▶ Directive:
Skip any picture you find and retype all the remaining lines exactly.
━━━━━━
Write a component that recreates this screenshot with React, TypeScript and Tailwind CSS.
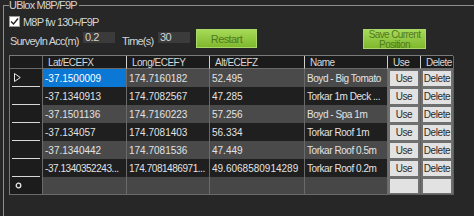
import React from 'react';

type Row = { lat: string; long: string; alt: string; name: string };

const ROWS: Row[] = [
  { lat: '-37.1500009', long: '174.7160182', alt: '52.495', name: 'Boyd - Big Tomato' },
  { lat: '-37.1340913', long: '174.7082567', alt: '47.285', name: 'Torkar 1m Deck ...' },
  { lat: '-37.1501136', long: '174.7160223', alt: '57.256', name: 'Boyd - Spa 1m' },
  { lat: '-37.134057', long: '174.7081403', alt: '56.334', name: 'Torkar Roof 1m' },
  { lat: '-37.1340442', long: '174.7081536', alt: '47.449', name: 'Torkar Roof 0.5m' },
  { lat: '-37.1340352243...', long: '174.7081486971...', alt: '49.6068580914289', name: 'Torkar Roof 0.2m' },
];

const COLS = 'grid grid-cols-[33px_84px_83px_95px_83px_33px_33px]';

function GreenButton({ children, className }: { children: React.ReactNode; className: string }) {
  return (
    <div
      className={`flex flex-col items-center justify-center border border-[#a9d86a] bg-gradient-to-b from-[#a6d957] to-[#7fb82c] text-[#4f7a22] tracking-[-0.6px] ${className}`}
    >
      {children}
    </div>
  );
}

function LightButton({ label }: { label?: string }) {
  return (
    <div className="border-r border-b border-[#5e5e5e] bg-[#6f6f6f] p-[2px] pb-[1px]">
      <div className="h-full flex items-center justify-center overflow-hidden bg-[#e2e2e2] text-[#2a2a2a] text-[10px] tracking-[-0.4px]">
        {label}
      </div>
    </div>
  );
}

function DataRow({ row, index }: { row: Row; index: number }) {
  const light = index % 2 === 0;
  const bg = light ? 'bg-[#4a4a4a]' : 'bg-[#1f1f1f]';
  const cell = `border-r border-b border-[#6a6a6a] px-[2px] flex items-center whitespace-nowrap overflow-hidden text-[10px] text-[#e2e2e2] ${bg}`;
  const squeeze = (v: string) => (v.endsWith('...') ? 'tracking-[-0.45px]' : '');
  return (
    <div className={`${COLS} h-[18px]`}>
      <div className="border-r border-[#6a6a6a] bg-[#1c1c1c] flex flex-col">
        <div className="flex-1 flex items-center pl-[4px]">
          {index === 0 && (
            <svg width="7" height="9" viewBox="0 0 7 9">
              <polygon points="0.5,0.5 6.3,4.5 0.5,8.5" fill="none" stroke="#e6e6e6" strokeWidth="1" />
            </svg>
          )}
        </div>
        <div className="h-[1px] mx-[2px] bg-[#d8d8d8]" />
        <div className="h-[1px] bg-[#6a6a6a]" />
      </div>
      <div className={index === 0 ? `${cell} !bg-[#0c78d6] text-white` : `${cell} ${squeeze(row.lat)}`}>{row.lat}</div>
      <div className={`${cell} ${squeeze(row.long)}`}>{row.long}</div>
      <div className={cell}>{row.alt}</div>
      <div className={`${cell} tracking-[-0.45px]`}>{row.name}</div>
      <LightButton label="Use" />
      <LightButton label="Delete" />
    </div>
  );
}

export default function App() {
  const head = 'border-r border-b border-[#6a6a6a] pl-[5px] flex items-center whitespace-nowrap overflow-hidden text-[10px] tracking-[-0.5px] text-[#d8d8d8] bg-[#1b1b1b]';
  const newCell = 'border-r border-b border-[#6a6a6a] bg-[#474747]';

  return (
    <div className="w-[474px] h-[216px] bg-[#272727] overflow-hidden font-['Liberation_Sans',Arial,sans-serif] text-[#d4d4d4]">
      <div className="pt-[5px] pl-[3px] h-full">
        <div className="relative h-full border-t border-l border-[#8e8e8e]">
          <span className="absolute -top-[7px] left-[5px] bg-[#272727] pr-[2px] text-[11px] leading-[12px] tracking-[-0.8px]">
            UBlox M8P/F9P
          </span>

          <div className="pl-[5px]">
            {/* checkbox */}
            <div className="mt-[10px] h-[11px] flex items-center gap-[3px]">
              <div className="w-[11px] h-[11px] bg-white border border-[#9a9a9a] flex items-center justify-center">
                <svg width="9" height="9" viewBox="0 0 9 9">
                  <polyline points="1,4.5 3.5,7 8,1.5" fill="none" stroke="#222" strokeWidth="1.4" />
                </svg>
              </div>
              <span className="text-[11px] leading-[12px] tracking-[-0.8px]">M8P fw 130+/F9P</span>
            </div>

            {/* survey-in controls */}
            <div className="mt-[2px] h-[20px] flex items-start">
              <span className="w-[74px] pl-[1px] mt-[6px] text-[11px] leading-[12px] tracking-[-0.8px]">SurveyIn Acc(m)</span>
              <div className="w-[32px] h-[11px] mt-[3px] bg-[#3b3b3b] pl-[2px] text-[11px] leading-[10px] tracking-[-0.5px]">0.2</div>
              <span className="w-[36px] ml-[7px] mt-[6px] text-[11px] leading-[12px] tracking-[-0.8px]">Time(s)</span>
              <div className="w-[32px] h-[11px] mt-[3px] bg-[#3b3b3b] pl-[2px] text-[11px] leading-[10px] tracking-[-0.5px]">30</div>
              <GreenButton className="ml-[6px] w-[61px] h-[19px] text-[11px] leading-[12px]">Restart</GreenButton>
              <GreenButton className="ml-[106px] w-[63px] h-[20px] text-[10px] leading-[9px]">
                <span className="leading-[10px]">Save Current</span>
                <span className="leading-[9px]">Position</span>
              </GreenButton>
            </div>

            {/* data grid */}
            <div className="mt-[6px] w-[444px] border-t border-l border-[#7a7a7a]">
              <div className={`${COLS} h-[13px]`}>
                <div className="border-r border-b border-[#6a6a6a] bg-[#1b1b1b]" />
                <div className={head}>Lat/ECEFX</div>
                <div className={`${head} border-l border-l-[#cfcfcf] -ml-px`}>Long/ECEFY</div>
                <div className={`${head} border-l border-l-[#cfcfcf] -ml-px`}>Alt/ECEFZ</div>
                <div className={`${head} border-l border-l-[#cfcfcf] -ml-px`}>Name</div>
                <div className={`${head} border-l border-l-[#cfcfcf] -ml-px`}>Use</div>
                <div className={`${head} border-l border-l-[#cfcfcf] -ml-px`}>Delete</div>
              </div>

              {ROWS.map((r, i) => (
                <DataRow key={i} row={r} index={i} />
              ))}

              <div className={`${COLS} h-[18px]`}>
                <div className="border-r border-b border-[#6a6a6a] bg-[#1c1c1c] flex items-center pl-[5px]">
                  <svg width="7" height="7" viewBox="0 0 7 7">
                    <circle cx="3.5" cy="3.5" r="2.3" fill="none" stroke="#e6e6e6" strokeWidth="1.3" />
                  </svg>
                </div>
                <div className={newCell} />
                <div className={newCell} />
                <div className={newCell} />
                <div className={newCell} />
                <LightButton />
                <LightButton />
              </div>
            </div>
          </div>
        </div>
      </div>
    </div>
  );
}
━━━━━━
▶ Solved problem:
Write a component that recreates this screenshot with React, TypeScript and Tailwind CSS.
import React from 'react';

type Row = { lat: string; long: string; alt: string; name: string };

const ROWS: Row[] = [
  { lat: '-37.1500009', long: '174.7160182', alt: '52.495', name: 'Boyd - Big Tomato' },
  { lat: '-37.1340913', long: '174.7082567', alt: '47.285', name: 'Torkar 1m Deck ...' },
  { lat: '-37.1501136', long: '174.7160223', alt: '57.256', name: 'Boyd - Spa 1m' },
  { lat: '-37.134057', long: '174.7081403', alt: '56.334', name: 'Torkar Roof 1m' },
  { lat: '-37.1340442', long: '174.7081536', alt: '47.449', name: 'Torkar Roof 0.5m' },
  { lat: '-37.1340352243...', long: '174.7081486971...', alt: '49.6068580914289', name: 'Torkar Roof 0.2m' },
];

const COLS = 'grid grid-cols-[33px_84px_83px_95px_83px_33px_33px]';

function GreenButton({ children, className }: { children: React.ReactNode; className: string }) {
  return (
    <div
      className={`flex flex-col items-center justify-center border border-[#a9d86a] bg-gradient-to-b from-[#a6d957] to-[#7fb82c] text-[#4f7a22] tracking-[-0.6px] ${className}`}
    >
      {children}
    </div>
  );
}

function LightButton({ label }: { label?: string }) {
  return (
    <div className="border-r border-b border-[#5e5e5e] bg-[#6f6f6f] p-[2px] pb-[1px]">
      <div className="h-full flex items-center justify-center overflow-hidden bg-[#e2e2e2] text-[#2a2a2a] text-[10px] tracking-[-0.4px]">
        {label}
      </div>
    </div>
  );
}

function DataRow({ row, index }: { row: Row; index: number }) {
  const light = index % 2 === 0;
  const bg = light ? 'bg-[#4a4a4a]' : 'bg-[#1f1f1f]';
  const cell = `border-r border-b border-[#6a6a6a] px-[2px] flex items-center whitespace-nowrap overflow-hidden text-[10px] text-[#e2e2e2] ${bg}`;
  const squeeze = (v: string) => (v.endsWith('...') ? 'tracking-[-0.45px]' : '');
  return (
    <div className={`${COLS} h-[18px]`}>
      <div className="border-r border-[#6a6a6a] bg-[#1c1c1c] flex flex-col">
        <div className="flex-1 flex items-center pl-[4px]">
          {index === 0 && (
            <svg width="7" height="9" viewBox="0 0 7 9">
              <polygon points="0.5,0.5 6.3,4.5 0.5,8.5" fill="none" stroke="#e6e6e6" strokeWidth="1" />
            </svg>
          )}
        </div>
        <div className="h-[1px] mx-[2px] bg-[#d8d8d8]" />
        <div className="h-[1px] bg-[#6a6a6a]" />
      </div>
      <div className={index === 0 ? `${cell} !bg-[#0c78d6] text-white` : `${cell} ${squeeze(row.lat)}`}>{row.lat}</div>
      <div className={`${cell} ${squeeze(row.long)}`}>{row.long}</div>
      <div className={cell}>{row.alt}</div>
      <div className={`${cell} tracking-[-0.45px]`}>{row.name}</div>
      <LightButton label="Use" />
      <LightButton label="Delete" />
    </div>
  );
}

export default function App() {
  const head = 'border-r border-b border-[#6a6a6a] pl-[5px] flex items-center whitespace-nowrap overflow-hidden text-[10px] tracking-[-0.5px] text-[#d8d8d8] bg-[#1b1b1b]';
  const newCell = 'border-r border-b border-[#6a6a6a] bg-[#474747]';

  return (
    <div className="w-[474px] h-[216px] bg-[#272727] overflow-hidden font-['Liberation_Sans',Arial,sans-serif] text-[#d4d4d4]">
      <div className="pt-[5px] pl-[3px] h-full">
        <div className="relative h-full border-t border-l border-[#8e8e8e]">
          <span className="absolute -top-[7px] left-[5px] bg-[#272727] pr-[2px] text-[11px] leading-[12px] tracking-[-0.8px]">
            UBlox M8P/F9P
          </span>

          <div className="pl-[5px]">
            {/* checkbox */}
            <div className="mt-[10px] h-[11px] flex items-center gap-[3px]">
              <div className="w-[11px] h-[11px] bg-white border border-[#9a9a9a] flex items-center justify-center">
                <svg width="9" height="9" viewBox="0 0 9 9">
                  <polyline points="1,4.5 3.5,7 8,1.5" fill="none" stroke="#222" strokeWidth="1.4" />
                </svg>
              </div>
              <span className="text-[11px] leading-[12px] tracking-[-0.8px]">M8P fw 130+/F9P</span>
            </div>

            {/* survey-in controls */}
            <div className="mt-[2px] h-[20px] flex items-start">
              <span className="w-[74px] pl-[1px] mt-[6px] text-[11px] leading-[12px] tracking-[-0.8px]">SurveyIn Acc(m)</span>
              <div className="w-[32px] h-[11px] mt-[3px] bg-[#3b3b3b] pl-[2px] text-[11px] leading-[10px] tracking-[-0.5px]">0.2</div>
              <span className="w-[36px] ml-[7px] mt-[6px] text-[11px] leading-[12px] tracking-[-0.8px]">Time(s)</span>
              <div className="w-[32px] h-[11px] mt-[3px] bg-[#3b3b3b] pl-[2px] text-[11px] leading-[10px] tracking-[-0.5px]">30</div>
              <GreenButton className="ml-[6px] w-[61px] h-[19px] text-[11px] leading-[12px]">Restart</GreenButton>
              <GreenButton className="ml-[106px] w-[63px] h-[20px] text-[10px] leading-[9px]">
                <span className="leading-[10px]">Save Current</span>
                <span className="leading-[9px]">Position</span>
              </GreenButton>
            </div>

            {/* data grid */}
            <div className="mt-[6px] w-[444px] border-t border-l border-[#7a7a7a]">
              <div className={`${COLS} h-[13px]`}>
                <div className="border-r border-b border-[#6a6a6a] bg-[#1b1b1b]" />
                <div className={head}>Lat/ECEFX</div>
                <div className={`${head} border-l border-l-[#cfcfcf] -ml-px`}>Long/ECEFY</div>
                <div className={`${head} border-l border-l-[#cfcfcf] -ml-px`}>Alt/ECEFZ</div>
                <div className={`${head} border-l border-l-[#cfcfcf] -ml-px`}>Name</div>
                <div className={`${head} border-l border-l-[#cfcfcf] -ml-px`}>Use</div>
                <div className={`${head} border-l border-l-[#cfcfcf] -ml-px`}>Delete</div>
              </div>

              {ROWS.map((r, i) => (
                <DataRow key={i} row={r} index={i} />
              ))}

              <div className={`${COLS} h-[18px]`}>
                <div className="border-r border-b border-[#6a6a6a] bg-[#1c1c1c] flex items-center pl-[5px]">
                  <svg width="7" height="7" viewBox="0 0 7 7">
                    <circle cx="3.5" cy="3.5" r="2.3" fill="none" stroke="#e6e6e6" strokeWidth="1.3" />
                  </svg>
                </div>
                <div className={newCell} />
                <div className={newCell} />
                <div className={newCell} />
                <div className={newCell} />
                <LightButton />
                <LightButton />
              </div>
            </div>
          </div>
        </div>
      </div>
    </div>
  );
}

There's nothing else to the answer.